Pour ce qui est des changements indirects dans l’affectation des sols, la Commission reconnaît qu’il faut encore remédier à plusieurs lacunes et incertitudes liées à la modélisation nécessaire pour estimer les impacts, avec des incidences considérables sur les résultats des analyses réalisées jusqu’ici. Elle continuera donc à mener des travaux dans ce domaine afin de garantir que les stratégies sont décidées sur la base des meilleures données scientifiques disponibles et de satisfaire ses futures obligations d’information en la matière.

La Commission est cependant consciente que les changements indirects d’affectation des sols peuvent avoir un impact sur les réductions des émissions de gaz à effet de serre liées aux biocarburants et risquent d’amoindrir la contribution de ces derniers aux objectifs politiques si aucune mesure n’est prise.
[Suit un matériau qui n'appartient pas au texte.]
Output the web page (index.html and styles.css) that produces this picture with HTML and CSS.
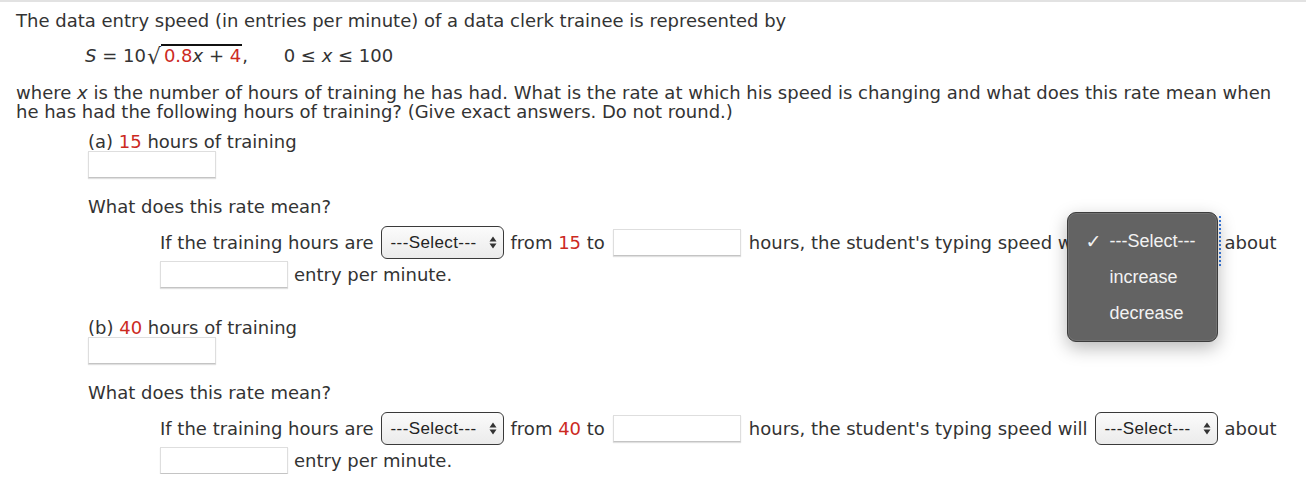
FILE: index.html
```html
<!DOCTYPE html>
<html>
<head>
<meta charset="utf-8">
<link rel="stylesheet" href="styles.css">
</head>
<body>
<div class="topbar"></div>
<div class="content">
  <p class="intro">The data entry speed (in entries per minute) of a data clerk trainee is represented by</p>
  <div class="formula">
    <span class="var">S</span> = 10<span class="radical">√</span><span class="radicand"><span class="red">0.8</span><span class="var">x</span> + <span class="red">4</span></span>,
    <span class="domain">0 ≤ <span class="var">x</span> ≤ 100</span>
  </div>
  <p class="para">where <span class="var">x</span> is the number of hours of training he has had. What is the rate at which his speed is changing and what does this rate mean when he has had the following hours of training? (Give exact answers. Do not round.)</p>

  <div class="part">
    <div class="part-title">(a) <span class="red">15</span> hours of training</div>
    <input class="box" type="text">
    <div class="question">What does this rate mean?</div>
    <div class="answer">
      <div class="row">
        <span>If the training hours are</span>
        <span class="select"><span class="sel-text">---Select---</span><svg class="arrows" width="8" height="13" viewBox="0 0 8 13"><path d="M4 0.5 L7.5 5.5 H0.5 Z M4 12.5 L7.5 7.5 H0.5 Z" fill="#333"/></svg></span>
        <span>from <span class="red">15</span> to</span>
        <input class="box" type="text">
        <span>hours, the student's typing speed will</span>
        <span class="sel-wrap">
          <span class="select select-open"><span class="sel-text">---Select---</span><svg class="arrows" width="8" height="13" viewBox="0 0 8 13"><path d="M4 0.5 L7.5 5.5 H0.5 Z M4 12.5 L7.5 7.5 H0.5 Z" fill="#333"/></svg></span>
          <span class="focus-ring"></span>
          <div class="menu">
            <div class="menu-item"><span class="check">✓</span>---Select---</div>
            <div class="menu-item">increase</div>
            <div class="menu-item">decrease</div>
          </div>
        </span>
        <span>about</span>
      </div>
      <div class="row2">
        <input class="box" type="text">
        <span>entry per minute.</span>
      </div>
    </div>
  </div>

  <div class="part part-b">
    <div class="part-title">(b) <span class="red">40</span> hours of training</div>
    <input class="box" type="text">
    <div class="question">What does this rate mean?</div>
    <div class="answer">
      <div class="row">
        <span>If the training hours are</span>
        <span class="select"><span class="sel-text">---Select---</span><svg class="arrows" width="8" height="13" viewBox="0 0 8 13"><path d="M4 0.5 L7.5 5.5 H0.5 Z M4 12.5 L7.5 7.5 H0.5 Z" fill="#333"/></svg></span>
        <span>from <span class="red">40</span> to</span>
        <input class="box" type="text">
        <span>hours, the student's typing speed will</span>
        <span class="select"><span class="sel-text">---Select---</span><svg class="arrows" width="8" height="13" viewBox="0 0 8 13"><path d="M4 0.5 L7.5 5.5 H0.5 Z M4 12.5 L7.5 7.5 H0.5 Z" fill="#333"/></svg></span>
        <span>about</span>
      </div>
      <div class="row2">
        <input class="box" type="text">
        <span>entry per minute.</span>
      </div>
    </div>
  </div>
</div>
</body>
</html>
```

FILE: styles.css
```css
html, body {
  margin: 0;
  padding: 0;
  background: #fff;
}
body {
  font-family: "DejaVu Sans", Verdana, sans-serif;
  font-size: 18px;
  line-height: 19px;
  color: #333;
}
.topbar {
  height: 2px;
  background: #e2e2e2;
}
.content {
  padding: 9px 16px 0 16px;
}
p {
  margin: 0;
}
.red {
  color: #cc2a1f;
}
.var {
  font-style: italic;
}
.intro {
  margin: 0;
}
.formula {
  margin-top: 14px;
  padding-left: 69px;
  line-height: 22px;
  height: 22px;
  white-space: nowrap;
}
.radical {
  display: inline-block;
  margin-left: 1px;
  font-size: 22px;
  line-height: 22px;
  vertical-align: -2px;
}
.radicand {
  display: inline-block;
  border-top: 2px solid #111;
  line-height: 19px;
  padding: 0 1px 0 3px;
}
.domain {
  margin-left: 30px;
}
.para {
  margin-top: 17px;
}
.part {
  margin-top: 11px;
  padding-left: 72px;
}
.part-b {
  margin-top: 30px;
}
.part-title {
  height: 19px;
}
.box {
  display: block;
  box-sizing: border-box;
  width: 128px;
  height: 27px;
  margin: 0;
  border: 1px solid #dedede;
  border-bottom-color: #c4c4c4;
  box-shadow: 0 1px 1px rgba(0, 0, 0, 0.12);
  background: #fff;
  padding: 0;
  font: inherit;
}
.question {
  margin-top: 19px;
  height: 19px;
}
.answer {
  margin-top: 8px;
  padding-left: 72px;
}
.row {
  display: flex;
  align-items: center;
  height: 36px;
  gap: 7px;
  white-space: nowrap;
}
.row .box {
  margin: 0 1px;
}
.row2 {
  display: flex;
  align-items: center;
  gap: 6px;
  height: 28px;
}
.select {
  display: inline-flex;
  align-items: center;
  justify-content: space-between;
  box-sizing: border-box;
  width: 123px;
  height: 33px;
  padding: 0 6px 0 9px;
  border: 1.5px solid #3a3a3a;
  border-radius: 6px;
  background: linear-gradient(#fbfbfb, #ebebeb);
  font-family: "Liberation Sans", Arial, sans-serif;
  font-size: 17px;
  letter-spacing: 0.4px;
  color: #222;
}
.select-open .sel-text {
  visibility: hidden;
}
.sel-wrap {
  position: relative;
  display: inline-flex;
}
.focus-ring {
  position: absolute;
  right: -3px;
  top: -10px;
  height: 50px;
  border-right: 2px dotted #3a7be0;
}
.menu {
  position: absolute;
  left: -28px;
  top: -14px;
  width: 151px;
  height: 130px;
  box-sizing: border-box;
  padding-top: 14px;
  background: #636363;
  border: 1px solid #3d3d3d;
  border-radius: 9px;
  box-shadow: inset 0 0 0 1px #727272, 0 6px 18px rgba(0, 0, 0, 0.28);
  font-family: "Liberation Sans", Arial, sans-serif;
  font-size: 18px;
  color: #f2f2f2;
  z-index: 5;
}
.menu-item {
  height: 36px;
  line-height: 29px;
  padding-left: 42px;
  position: relative;
}
.check {
  position: absolute;
  left: 18px;
  top: 0;
  font-family: "DejaVu Sans", sans-serif;
  font-size: 19px;
}
```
Elle estime ainsi que s’il faut intervenir, les changements indirects d’affectation des sols devraient être abordés sous l’angle du principe de précaution.

La Commission met en ce moment la dernière main à son évaluation des incidences, centrée sur l’évaluation des options stratégiques suivantes:

  • ne prendre aucune mesure pour l’instant, tout en continuant à surveiller la situation,
  • augmenter le seuil minimal de réduction des émissions de gaz à effet de serre pour les biocarburants,
  • introduire de nouvelles exigences en matière de durabilité applicables à certaines catégories de biocarburants,
  • attribuer aux biocarburants une quantité d’émissions de gaz à effet de serre reflétant l’impact présumé des changements indirects dans l’affectation des sols.

La Commission présentera l’évaluation des incidences pour juillet 2011 au plus tard, accompagnée le cas échéant d’une proposition de législation modifiant la directive sur les énergies renouvelables ainsi que la directive sur la qualité des carburants.